Esta operación constituye una liberación del "peso moribundo" de su melancolía, abriéndole el camino a períodos de manía:

"Saltando fuera de mi héroe, y mientas que él se hundía en la locura, mi alma, por fin liberada de él, de ese peso moribundo que arrastraba hacía mucho tiempo con ella, entreveía posibilidades" vertiginosas (GIDE, 1995, 247).

Como señalamos anteriormente, también la escritura se verifica el recurso único de transferencia de goce a la letra como tratamiento de la melancolización posterior a la muerte de Madeleine: "La obra de arte es un equilibro fuera del tiempo, una salud artificial" (GIDE, 1951, 94).

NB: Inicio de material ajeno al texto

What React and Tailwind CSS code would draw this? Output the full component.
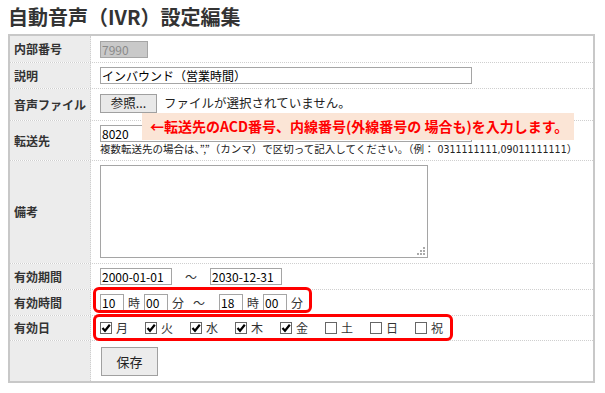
import React from "react";

const Row = ({ label, h, children, cls = "" }) => (
  <div className={`flex border-b border-dotted border-[#cfcfcf] ${h}`}>
    <div className="w-[81px] shrink-0 bg-[#ececec] border-r border-dotted border-[#cfcfcf] flex items-center pl-[4px] text-[12px] font-bold text-[#333]">
      {label}
    </div>
    <div className={`flex-1 pl-[9px] ${cls}`}>{children}</div>
  </div>
);

const Check = ({ checked, label }) => (
  <div className="flex items-center w-[45px] shrink-0">
    <span className="w-[12px] h-[12px] border border-[#666] bg-white flex items-center justify-center">
      {checked && (
        <svg width="10" height="10" viewBox="0 0 10 10">
          <path d="M1.5 5 L4 7.8 L8.8 1.8" fill="none" stroke="#000" strokeWidth="2.2" />
        </svg>
      )}
    </span>
    <span className="ml-[4px] text-[12px] text-[#333]">{label}</span>
  </div>
);

const base = "h-[17px] border border-[#a5a5a5] px-[1px] text-[12px] leading-none outline-none";
const inp = `${base} bg-white text-black`;

export default function App() {
  return (
    <div className="w-[605px] h-[393px] bg-white font-['Noto_Sans_CJK_JP',sans-serif] text-[#333] relative">
      <div className="h-[34px] flex items-center pl-[8px] text-[20px] font-bold text-[#333] leading-none">
        自動音声（IVR）設定編集
      </div>
      <div className="relative ml-[8px] w-[587px] border-2 border-[#c8c8c8]">
        <Row label="内部番号" h="h-[27px]" cls="flex items-center">
          <input disabled defaultValue="7990" className={`${base} w-[48px] bg-[#c9c9c9] text-[#8a8a8a]`} />
        </Row>
        <Row label="説明" h="h-[26px]" cls="flex items-center">
          <input defaultValue="インバウンド（営業時間）" className={`${inp} w-[372px]`} />
        </Row>
        <Row label="音声ファイル" h="h-[32px]" cls="flex items-center">
          <button className="w-[57px] h-[19px] border border-[#a0a0a0] bg-[#e9e9e9] text-[12.5px] leading-none text-[#222] flex items-center justify-center mt-[-3px]">
            参照...
          </button>
          <span className="ml-[7px] text-[12.5px] text-[#222] mt-[-3px]">ファイルが選択されていません。</span>
        </Row>
        <Row label="転送先" h="h-[40px]" cls="flex flex-col pt-[4px]">
          <input defaultValue="8020" className={`${inp} w-[372px]`} />
          <div className="text-[10.5px] leading-[14px] text-[#222] whitespace-nowrap">
            複数転送先の場合は、”,”（カンマ）で区切って記入してください。（例：<span className="font-['DejaVu_Sans_Condensed',sans-serif] text-[10.5px]"> 0311111111,09011111111</span>）
          </div>
        </Row>
        <Row label="備考" h="h-[103px]" cls="pt-[4px]">
          <div className="relative w-[328px] h-[93px] border border-[#a5a5a5] bg-white">
            <svg className="absolute right-[2px] bottom-[2px]" width="8" height="8" viewBox="0 0 8 8">
              <rect x="6" y="0" width="2" height="2" fill="#aaa" />
              <rect x="3" y="3" width="2" height="2" fill="#aaa" />
              <rect x="6" y="3" width="2" height="2" fill="#aaa" />
              <rect x="0" y="6" width="2" height="2" fill="#aaa" />
              <rect x="3" y="6" width="2" height="2" fill="#aaa" />
              <rect x="6" y="6" width="2" height="2" fill="#aaa" />
            </svg>
          </div>
        </Row>
        <Row label="有効期間" h="h-[26px]" cls="flex items-center">
          <input defaultValue="2000-01-01" className={`${inp} w-[72px]`} />
          <span className="ml-[13px] mr-[13px] text-[12px]">～</span>
          <input defaultValue="2030-12-31" className={`${inp} w-[72px]`} />
        </Row>
        <Row label="有効時間" h="h-[26px]" cls="flex items-center text-[12px] text-[#333]">
          <input defaultValue="10" className={`${inp} w-[24px]`} />
          <span className="ml-[4px] mr-[4px]">時</span>
          <input defaultValue="00" className={`${inp} w-[24px]`} />
          <span className="ml-[4px]">分</span>
          <span className="ml-[9px] mr-[14px]">～</span>
          <input defaultValue="18" className={`${inp} w-[24px]`} />
          <span className="ml-[4px] mr-[4px]">時</span>
          <input defaultValue="00" className={`${inp} w-[24px]`} />
          <span className="ml-[4px]">分</span>
        </Row>
        <Row label="有効日" h="h-[25px]" cls="flex items-center">
          <Check checked label="月" />
          <Check checked label="火" />
          <Check checked label="水" />
          <Check checked label="木" />
          <Check checked label="金" />
          <Check label="土" />
          <Check label="日" />
          <Check label="祝" />
        </Row>
        <div className="flex h-[40px]">
          <div className="w-[81px] shrink-0 bg-[#ececec] border-r border-dotted border-[#cfcfcf]" />
          <div className="flex-1 pl-[10px] pt-[6px]">
            <button className="w-[57px] h-[29px] border border-[#a0a0a0] bg-[#ececec] text-[13px] text-[#222] flex items-center justify-center">
              保存
            </button>
          </div>
        </div>

        <div className="absolute left-[132px] top-[77px] w-[432px] h-[27px] bg-[#fbe5d6] flex items-center pl-[8px] text-[14px] font-bold text-[#f00] whitespace-nowrap">
          ←転送先のACD番号、内線番号(外線番号の 場合も)を入力します。
        </div>
        <div className="absolute left-[83px] top-[251px] w-[219px] h-[26px] border-[3px] border-[#f00] rounded-[6px]" />
        <div className="absolute left-[83px] top-[278px] w-[360px] h-[27px] border-[3px] border-[#f00] rounded-[6px]" />
      </div>
    </div>
  );
}
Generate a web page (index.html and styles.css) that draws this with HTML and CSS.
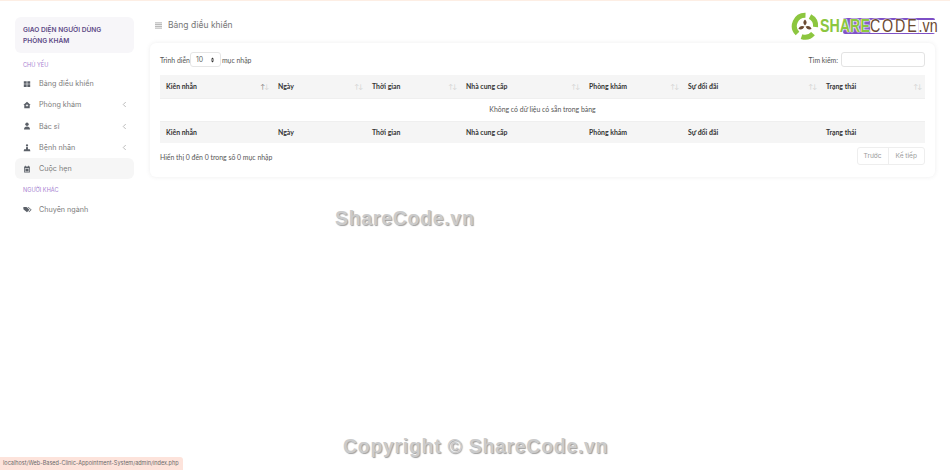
FILE: index.html
```html
<!DOCTYPE html>
<html lang="vi">
<head>
<meta charset="utf-8">
<title>Bảng điều khiển</title>
<link rel="stylesheet" href="styles.css">
</head>
<body>
<div class="app">
  <aside class="sidebar">
    <div class="brand">GIAO DIỆN NGƯỜI DÙNG PHÒNG KHÁM</div>
    <div class="section">CHỦ YẾU</div>
    <nav class="menu">
      <a class="item"><svg class="ico" viewBox="0 0 10 10"><path d="M1 1.500h3.600v3.200H1zM5.400 1.500H9v3.200H5.400zM1 5.400h3.600v3.200H1zM5.400 5.400H9v3.200H5.400z"/></svg><span class="label">Bảng điều khiển</span></a>
      <a class="item"><svg class="ico" viewBox="0 0 10 10"><path d="M5 .8 9.600 5H8.400v4H1.600V5H.4z"/><path class="cut" d="M4.500 4h1v1h1v1h-1v1h-1V6h-1V5h1z"/></svg><span class="label">Phòng khám</span><svg class="chev" viewBox="0 0 6 8"><path d="M4.500 1 1.500 4l3 3"/></svg></a>
      <a class="item"><svg class="ico" viewBox="0 0 10 10"><circle cx="5" cy="2.800" r="2.100"/><path d="M1.200 9.400c0-2.600 1.500-3.800 3.800-3.800s3.800 1.200 3.800 3.800z"/></svg><span class="label">Bác sĩ</span><svg class="chev" viewBox="0 0 6 8"><path d="M4.500 1 1.500 4l3 3"/></svg></a>
      <a class="item"><svg class="ico" viewBox="0 0 10 10"><circle cx="5" cy="1.800" r="1.400"/><path d="M4 3.600h2l.4 3H8.600l.6 2.600H.8l.6-2.600h2.200z"/></svg><span class="label">Bệnh nhân</span><svg class="chev" viewBox="0 0 6 8"><path d="M4.500 1 1.500 4l3 3"/></svg></a>
      <a class="item active"><svg class="ico" viewBox="0 0 10 10"><path d="M1.400 2h1.200V.8h1V2h2.800V.8h1V2h1.200v7.400H1.400zM2.400 4v4.400h5.200V4z"/><path d="M3 4.800h4V8H3z"/></svg><span class="label">Cuộc hẹn</span></a>
    </nav>
    <div class="section section-other">NGƯỜI KHÁC</div>
    <nav class="menu">
      <a class="item"><svg class="ico ico-wide" viewBox="0 0 12 10"><path d="M.5 1.500h4.200l4 3.800-3.400 3.400-4.800-4z"/><path d="M6 1.500h1.200l4.300 3.800-3.400 3.400-.7-.6 2.800-2.800z"/></svg><span class="label">Chuyên ngành</span></a>
    </nav>
  </aside>

  <main class="main">
    <header class="topbar">
      <svg class="burger" viewBox="0 0 8 8"><path d="M0 1h8M0 3h8M0 5h8M0 7h8"/></svg>
      <h1 class="title">Bảng điều khiển</h1>
    </header>

    <section class="card">
      <div class="controls">
        <div class="length">Trình diễn<span class="select">10<svg class="updown" viewBox="0 0 6 8"><path d="M3 .8 5.200 3.400H.8zM3 7.200.8 4.600h4.400z"/></svg></span>mục nhập</div>
        <div class="search">Tìm kiếm:<span class="input"></span></div>
      </div>

      <table class="grid">
        <colgroup>
          <col class="c1"><col class="c2"><col class="c3"><col class="c4"><col class="c5"><col class="c6"><col class="c7">
        </colgroup>
        <thead>
          <tr>
            <th><div class="th-in">Kiên nhẫn<span class="sort first"><i>↑</i><i>↓</i></span></div></th>
            <th><div class="th-in">Ngày<span class="sort"><i>↑</i><i>↓</i></span></div></th>
            <th><div class="th-in">Thời gian<span class="sort"><i>↑</i><i>↓</i></span></div></th>
            <th><div class="th-in">Nhà cung cấp<span class="sort"><i>↑</i><i>↓</i></span></div></th>
            <th><div class="th-in">Phòng khám<span class="sort"><i>↑</i><i>↓</i></span></div></th>
            <th><div class="th-in">Sự đổi đãi<span class="sort"><i>↑</i><i>↓</i></span></div></th>
            <th><div class="th-in">Trạng thái<span class="sort"><i>↑</i><i>↓</i></span></div></th>
          </tr>
        </thead>
        <tbody>
          <tr><td class="empty" colspan="7">Không có dữ liệu có sẵn trong bảng</td></tr>
        </tbody>
        <tfoot>
          <tr><th>Kiên nhẫn</th><th>Ngày</th><th>Thời gian</th><th>Nhà cung cấp</th><th>Phòng khám</th><th>Sự đổi đãi</th><th>Trạng thái</th></tr>
        </tfoot>
      </table>

      <div class="bottom">
        <div class="info">Hiển thị 0 đến 0 trong số 0 mục nhập</div>
        <div class="pager"><span class="page">Trước</span><span class="page">Kế tiếp</span></div>
      </div>
    </section>
  </main>
</div>

<div class="logo">
  <svg class="logo-mark" viewBox="0 0 28 28">
    <path class="ring" d="M14.500 3.200a10.800 10.800 0 0 0-8 18.400"/>
    <path class="ring" d="M10.500 24.600a10.800 10.800 0 0 0 11.500-3"/>
    <path class="ring" d="M19 4.500a10.800 10.800 0 0 1 5.600 10.500"/>
    <path class="seed" d="M14 7.500c2.200 2 2.200 4.200 0 6-2.200-1.800-2.200-4 0-6zM14.600 14.500c2.600-1.200 5-.4 6 2.500-2.800 1-5 .2-6-2.500zM13.400 14.500c-1 2.700-3.200 3.500-6 2.500 1-2.900 3.400-3.700 6-2.500z"/>
  </svg>
  <div class="logo-text"><div class="logo-inner"><b>SHARE</b><span class="code">CODE</span><span class="vn">.vn</span></div></div>
</div>

<div class="mark mark-mid">ShareCode.vn</div>
<div class="mark mark-foot">Copyright © ShareCode.vn</div>
<div class="status">localhost/Web-Based-Clinic-Appointment-System/admin/index.php</div>
</body>
</html>
```

FILE: styles.css
```css
* { box-sizing: border-box; }
html, body { margin: 0; height: 100%; }
body {
  width: 950px;
  height: 470px;
  overflow: hidden;
  position: relative;
  background: #fff;
  border-top: 1px solid #fdeee4;
  font-family: "Lato", "Liberation Sans", sans-serif;
  color: #4a4a4a;
}
.app { display: flex; align-items: flex-start; }

/* Sidebar */
.sidebar {
  width: 150px;
  flex: none;
  padding: 16px 16px 0 15px;
  font-family: "Inter", "Noto Sans", sans-serif;
}
.brand {
  height: 36px;
  padding: 8px 8px 0;
  background: #f7f6f9;
  border-radius: 6px;
  font-size: 6.600px;
  line-height: 10.500px;
  font-weight: 600;
  color: #5d4a86;
}
.section {
  margin: 7px 0 0 8px;
  height: 10px;
  font-size: 5.600px;
  line-height: 10px;
  color: #a77fd1;
}
.section-other { margin-top: 6px; }
.menu { display: flex; flex-direction: column; margin-top: 3px; }
.section-other + .menu { margin-top: 3px; }
.item {
  height: 21.300px;
  display: flex;
  align-items: center;
  padding: 0 7px 0 8px;
  font-size: 7.200px;
  color: #7c7c7c;
  border-radius: 6px;
}
.item.active { background: #f6f6f6; }
.ico { width: 8px; height: 8px; flex: none; fill: #5b6068; }
.ico-wide { width: 9px; height: 9px; }
.cut { fill: #fff; }
.label { margin-left: 8px; flex: 1; white-space: nowrap; }
.ico-wide + .label { margin-left: 7px; }
.chev { width: 5px; height: 7px; flex: none; fill: none; stroke: #a5a5a5; stroke-width: .9; }

/* Main */
.main { flex: 1; min-width: 0; padding-right: 15px; }
.topbar {
  height: 42px;
  padding: 6px 0 0 5px;
  display: flex;
  align-items: center;
}
.burger { width: 7px; height: 7px; flex: none; fill: none; stroke: #8e8e8e; stroke-width: .8; }
.title {
  margin: 0 0 0 6px;
  font-family: "Inter", "Noto Sans", sans-serif;
  font-size: 8.500px;
  font-weight: 400;
  color: #777;
}
.card {
  height: 134px;
  padding: 9px 10px 0;
  background: #fff;
  border-radius: 6px;
  box-shadow: 0 0 4px rgba(120, 120, 130, .14);
}
.controls {
  height: 23px;
  display: flex;
  justify-content: space-between;
  align-items: flex-start;
  font-size: 6.900px;
  color: #555;
}
.length { display: flex; align-items: center; height: 15px; white-space: nowrap; }
.select {
  width: 31px;
  height: 15px;
  margin: 0 1px 0 0;
  padding: 0 5px;
  border: 1px solid #e6e6e6;
  border-radius: 3px;
  display: flex;
  align-items: center;
  justify-content: space-between;
  font-family: "Inter", sans-serif;
  color: #666;
}
.updown { width: 5px; height: 6px; fill: #333; }
.search { display: flex; align-items: center; gap: 3px; height: 15px; white-space: nowrap; }
.input { width: 84px; height: 15px; border: 1px solid #e3e3e3; border-radius: 3px; }

.grid { width: 765px; table-layout: fixed; border-collapse: collapse; font-size: 6.900px; }
.c1 { width: 112px; }
.c2, .c3 { width: 94px; }
.c4 { width: 123px; }
.c5 { width: 99px; }
.c6 { width: 138px; }
.c7 { width: 105px; }
.grid th {
  height: 23px;
  padding: 0 6px;
  background: #f5f5f5;
  text-align: left;
  font-weight: 700;
  color: #333;
  white-space: nowrap;
  overflow: hidden;
}
.grid thead th { border-bottom: 1px solid #efefef; }
.grid tfoot th { height: 22px; border-top: 1px solid #efefef; }
.th-in { display: flex; justify-content: space-between; align-items: center; }
.sort { display: flex; font-size: 6.500px; font-weight: 400; color: #d0d0d0; margin-right: -3px; }
.sort i { font-style: normal; margin-left: -1px; }
.sort.first i:first-child { color: #777; }
.empty {
  height: 23px;
  padding: 0 0 1px;
  text-align: center;
  color: #555;
}
.bottom {
  display: flex;
  justify-content: space-between;
  align-items: flex-start;
  padding-top: 4px;
  font-size: 6.900px;
}
.info { margin-top: 6px; color: #555; }
.pager { display: flex; border: 1px solid #eee; border-radius: 3px; height: 18px; }
.page {
  display: flex;
  align-items: center;
  padding: 0 7px 0 6px;
  color: #9a9a9a;
  font-family: "Inter", sans-serif;
  font-size: 6.600px;
}
.page + .page { border-left: 1px solid #eee; }

/* Logo and overlays */
.logo { position: absolute; left: 791px; top: 11px; display: flex; align-items: center; }
.logo-mark { width: 28px; height: 28px; flex: none; }
.ring { fill: none; stroke: #8cc63f; stroke-width: 5; }
.seed { fill: #6b4a32; }
.logo-text { position: relative; margin-left: 1px; width: 118px; height: 16px; }
.logo-text::before {
  content: "";
  position: absolute;
  left: 23px;
  top: 0;
  width: 92px;
  height: 16px;
  border-radius: 2px;
  background: #7d4fc6;
}
.logo-inner {
  position: absolute;
  left: 0;
  top: -3px;
  display: flex;
  font-family: "Liberation Sans", sans-serif;
  font-size: 19px;
  line-height: 22px;
  color: #6b4a32;
  white-space: nowrap;
  transform: scaleX(.75);
  transform-origin: left center;
  text-shadow: 0 0 1px #fff, 0 0 1px #fff, 0 0 2px #fff, 0 0 2px #fff;
}
.logo-inner b { color: #8cc63f; }
.code, .vn {
  position: relative;
  background: linear-gradient(#fff, #fff) 0 5px / 100% 13px no-repeat;
  font-weight: 400;
}
.code { letter-spacing: 2.500px; }

.mark {
  position: absolute;
  font-family: "Liberation Sans", sans-serif;
  font-weight: 700;
  font-size: 19.500px;
  letter-spacing: .7px;
  color: #cbcbcb;
  text-shadow: 1px 1px 1px #a0a0a0;
  white-space: nowrap;
}
.mark-mid { left: 335px; top: 206px; }
.mark-foot { left: 343px; top: 434px; }
.status {
  position: absolute;
  left: 0;
  bottom: 0;
  height: 13px;
  width: 183px;
  padding-left: 3px;
  background: #fde3db;
  border-top-right-radius: 3px;
  font-family: "Inter", sans-serif;
  font-size: 5.500px;
  line-height: 13px;
  color: #6a6a6a;
  white-space: nowrap;
  overflow: hidden;
}
```
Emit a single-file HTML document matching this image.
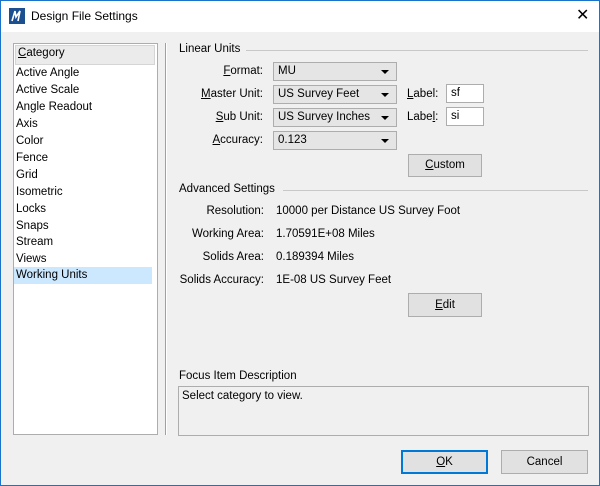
<!DOCTYPE html>
<html><head><style>
body{margin:0;width:600px;height:486px;overflow:hidden;font-family:"Liberation Sans",sans-serif;font-size:11.5px;color:#000}
.win{position:absolute;left:0;top:0;width:598px;height:484px;border:1px solid #1a73c9;background:#f0f0f0}
.title{position:absolute;left:0;top:0;width:598px;height:31px;background:#fff}
.a{position:absolute;white-space:nowrap}
.combo{position:absolute;left:272px;width:118px;height:17px;background:#e5e5e5;border:1px solid #adadad;line-height:17px;padding-left:4px;box-sizing:content-box}
.combo:after{content:"";position:absolute;right:7px;top:7px;border-left:4px solid transparent;border-right:4px solid transparent;border-top:4px solid #000}
.tb{position:absolute;left:445px;width:32px;height:17px;background:#fff;border:1px solid #adadad;line-height:17px;padding-left:4px}
.btn{position:absolute;background:#e1e1e1;border:1px solid #adadad;text-align:center;box-sizing:border-box}
.r{text-align:right}
.li{position:absolute;left:15px}
u{text-decoration:underline}
</style></head><body>
<div class="win">
<div class="title"></div>
<svg class="a" style="left:8px;top:7px" width="16" height="16"><rect width="16" height="16" fill="#1b4f8f"/><path d="M3 13 L6 3 M6 3 L7 9 L11 3 L9 13" stroke="#fff" stroke-width="1.6" fill="none"/></svg>
<div class="a" style="left:30px;top:8px;font-size:12px">Design File Settings</div>
<div class="a" style="left:575px;top:4px;font-size:16px">✕</div>

<div class="a" style="left:12px;top:42px;width:143px;height:390px;background:#fff;border:1px solid #adadad"></div>
<div class="a" style="left:14px;top:44px;width:138px;height:18px;background:#ebebeb;border:1px solid #d5d5d5"></div>
<div class="a" style="left:17px;top:46px"><u>C</u>ategory</div>
<div class="a" style="left:13px;top:266px;width:138px;height:17px;background:#cce8ff"></div>
<div class="li a" style="top:66px">Active Angle</div>
<div class="li a" style="top:83px">Active Scale</div>
<div class="li a" style="top:100px">Angle Readout</div>
<div class="li a" style="top:117px">Axis</div>
<div class="li a" style="top:134px">Color</div>
<div class="li a" style="top:151px">Fence</div>
<div class="li a" style="top:168px">Grid</div>
<div class="li a" style="top:185px">Isometric</div>
<div class="li a" style="top:202px">Locks</div>
<div class="li a" style="top:219px">Snaps</div>
<div class="li a" style="top:235px">Stream</div>
<div class="li a" style="top:252px">Views</div>
<div class="li a" style="top:268px">Working Units</div>

<div class="a" style="left:164px;top:42px;width:1px;height:392px;background:#a0a0a0"></div>
<div class="a" style="left:165px;top:42px;width:1px;height:392px;background:#fff"></div>

<div class="a" style="left:178px;top:42px">Linear Units</div>
<div class="a" style="left:245px;top:49px;width:342px;height:1px;background:#c8c8c8"></div>
<div class="a r" style="left:160px;width:102px;top:64px"><u>F</u>ormat:</div>
<div class="a r" style="left:160px;width:102px;top:87px"><u>M</u>aster Unit:</div>
<div class="a r" style="left:160px;width:102px;top:110px"><u>S</u>ub Unit:</div>
<div class="a r" style="left:160px;width:102px;top:133px"><u>A</u>ccuracy:</div>
<div class="combo" style="top:61px">MU</div>
<div class="combo" style="top:84px">US Survey Feet</div>
<div class="combo" style="top:107px">US Survey Inches</div>
<div class="combo" style="top:130px">0.123</div>
<div class="a" style="left:406px;top:87px"><u>L</u>abel:</div>
<div class="a" style="left:406px;top:110px">Labe<u>l</u>:</div>
<div class="tb" style="top:83px">sf</div>
<div class="tb" style="top:106px">si</div>
<div class="btn" style="left:407px;top:153px;width:74px;height:23px;line-height:21px"><u>C</u>ustom</div>

<div class="a" style="left:178px;top:182px">Advanced Settings</div>
<div class="a" style="left:282px;top:189px;width:305px;height:1px;background:#c8c8c8"></div>
<div class="a r" style="left:160px;width:103px;top:204px">Resolution:</div>
<div class="a r" style="left:160px;width:103px;top:227px">Working Area:</div>
<div class="a r" style="left:160px;width:103px;top:250px">Solids Area:</div>
<div class="a r" style="left:160px;width:103px;top:273px">Solids Accuracy:</div>
<div class="a" style="left:275px;top:204px">10000 per Distance US Survey Foot</div>
<div class="a" style="left:275px;top:227px">1.70591E+08 Miles</div>
<div class="a" style="left:275px;top:250px">0.189394 Miles</div>
<div class="a" style="left:275px;top:273px">1E-08 US Survey Feet</div>
<div class="btn" style="left:407px;top:292px;width:74px;height:24px;line-height:22px"><u>E</u>dit</div>

<div class="a" style="left:178px;top:369px">Focus Item Description</div>
<div class="a" style="left:177px;top:385px;width:409px;height:48px;border:1px solid #adadad"></div>
<div class="a" style="left:181px;top:389px">Select category to view.</div>

<div class="btn" style="left:400px;top:449px;width:87px;height:24px;line-height:20px;border:2px solid #0078d7"><u>O</u>K</div>
<div class="btn" style="left:500px;top:449px;width:87px;height:24px;line-height:22px">Cancel</div>
</div>
</body></html>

REFERENCIAS BIBLIOGRÁFICAS

  • DELAY, J. (1956). La jeunesse d'Andre Gide. París, Gallimard, 1992.
  • FREUD, S. (1940) "La escisión del yo en el proceso defensivo". En Obras Completas.Tomo 23. Buenos Aires, Amorrortu, 1984.
  • GIDE, A. (1947). Et nunc manet in te. Buenos Aires, Losada, 2011.
  • GIDE, A. (1948). "Le traité du Narcisse", en Le retour de l'enfant prodigue. Gallimard, París, 1954.
  • GIDE, A. (1951). Journal. París, Gallimard, 2012.
  • GIDE, A. (1955) Si le grain ne meurt. París, Gallimard, 1992.
  • LACAN, J. (1958). "Juventud de Gide, o la letra y el deseo", en Escritos 2. Buenos Aires, Siglo veintiuno, 1984.
  • LACAN, J. (1998) Seminario 5. Las formaciones del inconsciente. Buenos Aires, Paidós, 2013.
  • LACAN, J. (2011) Le Séminaire. Livre XI. …ou pire. París, Seuil, 2013.
  • LACAN, J. (2013) Le Séminaire. Livre VI. Le désir et son interprétition. París, Seuil, 2013.
  • MILLER, J.-A. (1990) Acerca del Gide de Lacan. Malentendido, Barcelona, 1990.
  • SORIA, N. (2000). "El falo muerto: Gide y la anorexia", en Psicoanálisis de la anorexia y la bulimia. Del Bucle. Buenos Aires, 2016. 43-51.
  • SORIA, N (2008). Confines de las psicosis. Del Bucle, Buenos Aires, 2008.
  • SORIA, N. (2017) Duelo, melancolía y manía en la práctica analítica. Del Bucle, Buenos Aires, 2017.

NOTAS

  1. El lector encontrará un desarrollo más amplio de acerca de la anorexia de Gide en SORIA (2000).
  2. El lector podrá encontrar un desarrollo más amplio de este punto en SORIA, 2017.
  3. El lector encontrará un desarrollo más amplio sobre este punto en la melancolía en SORIA (2008) 71-72 y SORIA (2017).